The technical aspect of measurements is obtaining quantitative information about the object of management and control, without which it is impossible to ensure the conditions for conducting the technological process, product quality and effective process control.

The unity of measurements is the state of measurements, in which their results are expressed in legal units and the errors are known with a given probability. The unity of measurements is necessary in order to be able to compare the results of measurements performed at different times, using different methods and measuring instruments, as well as in different geographical locations. The unity of measurements is ensured by their properties: the convergence of the measurement results, the reproducibility of the measurement results and the correctness of the measurement results.

Convergence is the proximity of measurement results obtained by the same method, identical measuring instruments, and the proximity to zero of a random measurement error.

The reproducibility of the measurement results is characterized by the closeness of the measurement results obtained by different measuring instruments (of course, of the same accuracy) by different methods.

The correctness of the measurement results is determined by the correctness of both the measurement procedures themselves and the correctness of their use in the measurement process, as well as the closeness to zero of the systematic measurement error.

The process of solving any measurement problem includes, as a rule, three stages: preparation, measurement (experiment), and results processing. In the process of carrying out the measurement itself, the object of measurement and the means of measurement are brought into interaction.

Measuring instrument - a technical device used in measurements and having normalized metrological characteristics.

The measurement result is the value of a physical quantity found by measuring it. In the process of measurement, the measuring instrument, the operator and the measurement object are affected by various external factors, called influencing physical quantities.

These physical quantities are not measured by means of measurement, but they influence the measurement results. The imperfection of the manufacture of measuring instruments, the inaccuracy of their calibration, external factors (ambient temperature, air humidity, vibration, etc.), subjective operator errors and many other factors related to influencing physical quantities are inevitable causes of measurement errors.
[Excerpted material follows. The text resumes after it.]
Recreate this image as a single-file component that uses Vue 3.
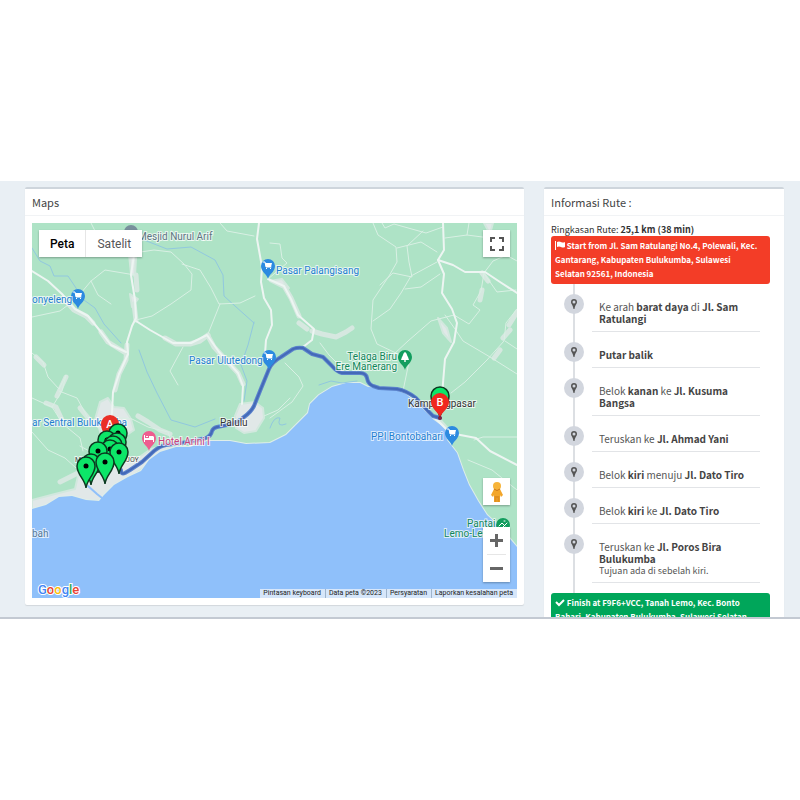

Measurement accuracy characterizes the quality of measurements, reflecting the closeness of their results to the true value of the measured quantity, i.e. proximity to zero measurement errors.

Measurement error - deviation of the measurement result from the true value of the measured value.

The true value of a physical quantity is understood as a value that would ideally reflect in qualitative and quantitative terms the corresponding properties of the measured object.

The basic postulates of metrology: the true value of a certain quantity exists and it is constant; the true value of the measured quantity cannot be found. It follows that the measurement result is mathematically related to the measured value by a probabilistic dependence.

Since the true value is the ideal value, the real value is used as the closest to it. The actual value of a physical quantity is the value of a physical quantity found experimentally and so close to the true value that it can be used instead. In practice, the arithmetic mean of the measured quantity is taken as the actual value.

Having considered the concept of measurements, one should also distinguish related terms: control, testing and diagnosis.

Control - a special case of measurement, carried out in order to establish compliance of the measured value with the specified limits.

Test - reproduction in a given sequence of certain effects, measurement of the parameters of the test object and their registration.

Diagnosis is the process of recognizing the state of the elements of an object at a given time. According to the results of measurements performed for parameters that change during operation, it is possible to predict the state of the object for further operation.